COVID-19 is just the latest crisis for the industry. For years, the industry has faced a different kind of viral threat — the person-to-person transmission of moral concern for the animals, killed for a luxury garment. In the U.S. and Europe – the two biggest markets in the world — we now have a form of moral herd immunity to the propaganda of the fur industry. And the moral concern has now spread to fashion designers, retailers, and consumers who shun fur. The result: the market for mink in the West has tanked, leaving the farmers in the U.S. and Europe to hunt for new buyers in far-flung parts of the world where the ethical concern for the animals has not infected the citizenry. It’s telling that at the industry’s annual premier fur auction in Canada last month, large volumes of pelts went unsold, and prices were at historic lows.
The grim irony is that many of the U.S.-produced mink pelts are bound for China.
This circumstance is a boon for the Chinese retailers and consumers with an interest in mink, but a viral time bomb for the United States.

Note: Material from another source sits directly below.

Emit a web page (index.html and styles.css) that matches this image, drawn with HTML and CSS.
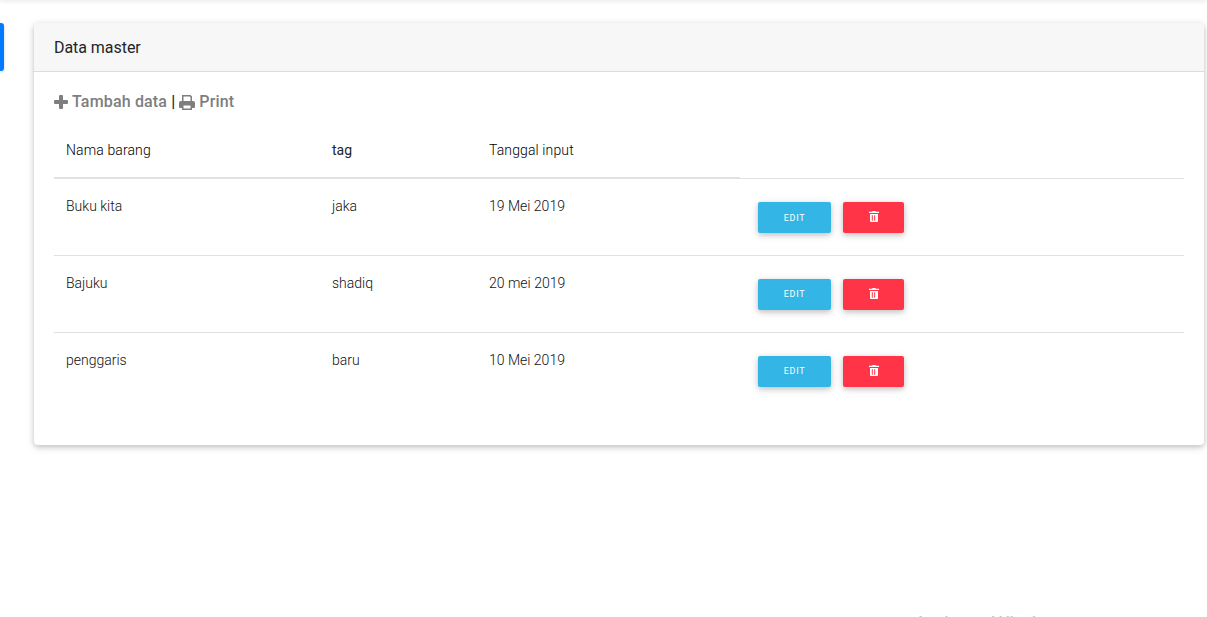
FILE: index.html
```html
<!DOCTYPE html>
<html lang="id">
<head>
<meta charset="utf-8">
<title>Data master</title>
<link rel="stylesheet" href="styles.css">
</head>
<body>
<div class="topbar"></div>
<div class="layout">
  <div class="side-tab"></div>
  <section class="card">
    <header class="card-header">Data master</header>
    <div class="card-body">
      <p class="toolbar">
        <a class="tool" href="#"><svg class="ico-plus" viewBox="0 0 14 14"><path d="M5 1a1 1 0 0 1 1-1h2a1 1 0 0 1 1 1v4h4a1 1 0 0 1 1 1v2a1 1 0 0 1-1 1H9v4a1 1 0 0 1-1 1H6a1 1 0 0 1-1-1V9H1a1 1 0 0 1-1-1V6a1 1 0 0 1 1-1h4z"/></svg>Tambah data</a><span class="sep">|</span><a class="tool" href="#"><svg class="ico-print" viewBox="0 0 16 15"><path fill-rule="evenodd" d="M3 0h8.500L13 1.500V6h1a2 2 0 0 1 2 2v4a1 1 0 0 1-1 1h-2v2H3v-2H1a1 1 0 0 1-1-1V8a2 2 0 0 1 2-2h1zM4.500 1.500V6h7V2.200l-.7-.7zM4.500 10.500v3h7v-3z"/></svg>Print</a>
      </p>
      <table class="data-table">
        <colgroup>
          <col class="c1"><col class="c2"><col class="c3"><col class="c4"><col>
        </colgroup>
        <thead>
          <tr><th>Nama barang</th><th class="strong">tag</th><th>Tanggal input</th><th></th><th class="no-rule"></th></tr>
        </thead>
        <tbody>
          <tr>
            <td>Buku kita</td><td>jaka</td><td>19 Mei 2019</td>
            <td colspan="2"><div class="actions"><button class="btn btn-edit">EDIT</button><button class="btn btn-del"><svg class="ico-trash" viewBox="0 0 10 11"><path d="M3.500 0h3l.4.8H10V2H0V.8h3.100zM1 3h8v7a1 1 0 0 1-1 1H2a1 1 0 0 1-1-1zm1.800 1.300v5.400h1V4.300zm2.400 0v5.400h1V4.300z" fill-rule="evenodd"/></svg></button></div></td>
          </tr>
          <tr>
            <td>Bajuku</td><td>shadiq</td><td>20 mei 2019</td>
            <td colspan="2"><div class="actions"><button class="btn btn-edit">EDIT</button><button class="btn btn-del"><svg class="ico-trash" viewBox="0 0 10 11"><path d="M3.500 0h3l.4.8H10V2H0V.8h3.100zM1 3h8v7a1 1 0 0 1-1 1H2a1 1 0 0 1-1-1zm1.800 1.300v5.400h1V4.300zm2.400 0v5.400h1V4.300z" fill-rule="evenodd"/></svg></button></div></td>
          </tr>
          <tr>
            <td>penggaris</td><td>baru</td><td>10 Mei 2019</td>
            <td colspan="2"><div class="actions"><button class="btn btn-edit">EDIT</button><button class="btn btn-del"><svg class="ico-trash" viewBox="0 0 10 11"><path d="M3.500 0h3l.4.8H10V2H0V.8h3.100zM1 3h8v7a1 1 0 0 1-1 1H2a1 1 0 0 1-1-1zm1.800 1.300v5.400h1V4.300zm2.400 0v5.400h1V4.300z" fill-rule="evenodd"/></svg></button></div></td>
          </tr>
        </tbody>
      </table>
    </div>
  </section>
</div>
<div class="watermark">Activate Windows</div>
</body>
</html>
```

FILE: styles.css
```css
* { box-sizing: border-box; }
html, body { height: 100%; }
body {
  margin: 0;
  background: #fff;
  font-family: Roboto, "Liberation Sans", sans-serif;
  font-weight: 300;
  font-size: 14px;
  color: #212529;
  overflow: hidden;
  position: relative;
}
.topbar {
  height: 0;
  box-shadow: 0 0 4px 1px rgba(0, 0, 0, .14);
}
.layout {
  display: flex;
  align-items: flex-start;
  padding: 23px 3px 0 0;
}
.side-tab {
  width: 4px;
  height: 48px;
  flex: none;
  background: #007bff;
  border-radius: 0 3px 3px 0;
  box-shadow: 0 1px 3px rgba(0, 0, 0, .2);
  margin-right: 30px;
}
.card {
  flex: 1;
  height: 422px;
  background: #fff;
  border-radius: 4px;
  box-shadow: 0 2px 5px rgba(0, 0, 0, .16), 0 2px 10px rgba(0, 0, 0, .12);
}
.card-header {
  height: 49px;
  padding: 0 20px;
  display: flex;
  align-items: center;
  font-size: 16px;
  font-weight: 400;
  letter-spacing: -.05px;
  background: #f7f7f7;
  border-bottom: 1px solid #dcdcdc;
  border-radius: 4px 4px 0 0;
}
.card-body { padding: 20px; }
.toolbar {
  margin: 0;
  height: 20px;
  line-height: 20px;
  font-size: 16px;
  font-weight: 500;
  letter-spacing: .16px;
  display: flex;
  align-items: center;
  white-space: pre;
}
.tool {
  color: #7e7e7e;
  text-decoration: none;
  display: inline-flex;
  align-items: center;
  gap: 4px;
}
.tool svg { fill: #7e7e7e; display: block; }
.ico-plus { width: 14px; height: 14px; }
.ico-print { width: 16px; height: 15px; }
.sep { margin: 0 4px; color: #212529; font-weight: 500; }
.data-table {
  width: 100%;
  margin-top: 14px;
  border-collapse: collapse;
  table-layout: fixed;
}
.c1 { width: 266px; }
.c2 { width: 157px; }
.c3 { width: 263px; }
.c4 { width: 0; }
.data-table th {
  height: 52px;
  padding: 0 12px 4px;
  text-align: left;
  font-size: 14px;
  font-weight: 300;
  letter-spacing: .12px;
  color: #000;
  border-bottom: 2px solid #dee2e6;
}
.data-table th.strong { font-weight: 400; letter-spacing: 0; color: #212529; }
.data-table th.no-rule { border-bottom: 1px solid #dee2e6; }
.data-table td {
  height: 77px;
  padding: 19px 12px 0;
  vertical-align: top;
  border-bottom: 1px solid #dee2e6;
  line-height: 17px;
  color: #111;
}
.data-table tbody tr:last-child td { border-bottom: 0; }
.actions {
  display: flex;
  gap: 12px;
  margin: 4px 0 0 6px;
}
.btn {
  height: 31px;
  border: 0;
  border-radius: 2px;
  color: #fff;
  display: flex;
  align-items: center;
  justify-content: center;
  padding: 0;
  font-family: Roboto, "Liberation Sans", sans-serif;
  font-size: 9px;
  font-weight: 400;
  letter-spacing: .7px;
  box-shadow: 0 2px 5px rgba(0, 0, 0, .16), 0 2px 10px rgba(0, 0, 0, .12);
}
.btn-edit { width: 73px; background: #33b5e5; }
.btn-del { width: 61px; background: #ff3547; }
.ico-trash { width: 10px; height: 11px; fill: #fff; display: block; margin-top: -2px; }
.watermark {
  position: absolute;
  left: 914px;
  top: 612px;
  font-size: 20px;
  font-weight: 400;
  line-height: 24px;
  color: #c4c4c4;
  white-space: nowrap;
}
```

Just as it gets so much factory-farmed pork from the U.S., China is outsourcing mink production to the United States, and our communities are left to deal with the negative externalities, including assuming the risks of having super-spreader farms in their midst. I can understand why China loves this, but I cannot for the life of me understand why we allow this kind of asymmetrical arrangement to persist in our country.
National Mink Buy-out
AWA and its partners are calling for change, including a strict quarantine order at all mink farm operations. We recommend three other steps: 1) De-commercializing of mink farms, with no movement of non-essential products or workers to and from mink farms, including the movement of live animals on and off the farms; 2) A halt to breeding programs to arrest the expansion of host animals; and 3) A USDA buy-out of the mink farms, as a humane response to the circumstance of the producers.
The United States has already spent trillions on pandemic response. We are disrupting nearly every aspect of our economy to halt the virus, in the hopes of eliminating it or at least containing it to manageable levels until a vaccine is developed. In the scheme of things, it is a minor expense to buy out 200 mink farmers, whose total commerce is less than $60 million. That’s a rounding error in the COVID-19 relief packages.
So many ideas that were unimaginable 10 months ago are now being put into practice. And this one is not a close call when you bundle together the moral concerns about the industry, precipitously declining sales and a dim future for these producers, and the viral threats to our communities from farms selling a product Americans don’t want or need.
And consider this fictional mind-teaser: If China had a diabolical plan to stall the American economy, what better way for the country to stealthily deliver on that idea by buying up American mink pelts and keeping the mink farms operating, with the farms transmitting the viral load from mink to mink and then mink to man?
Don’t think about the mink buy-out as just an animal protection plan. Think of it as national security.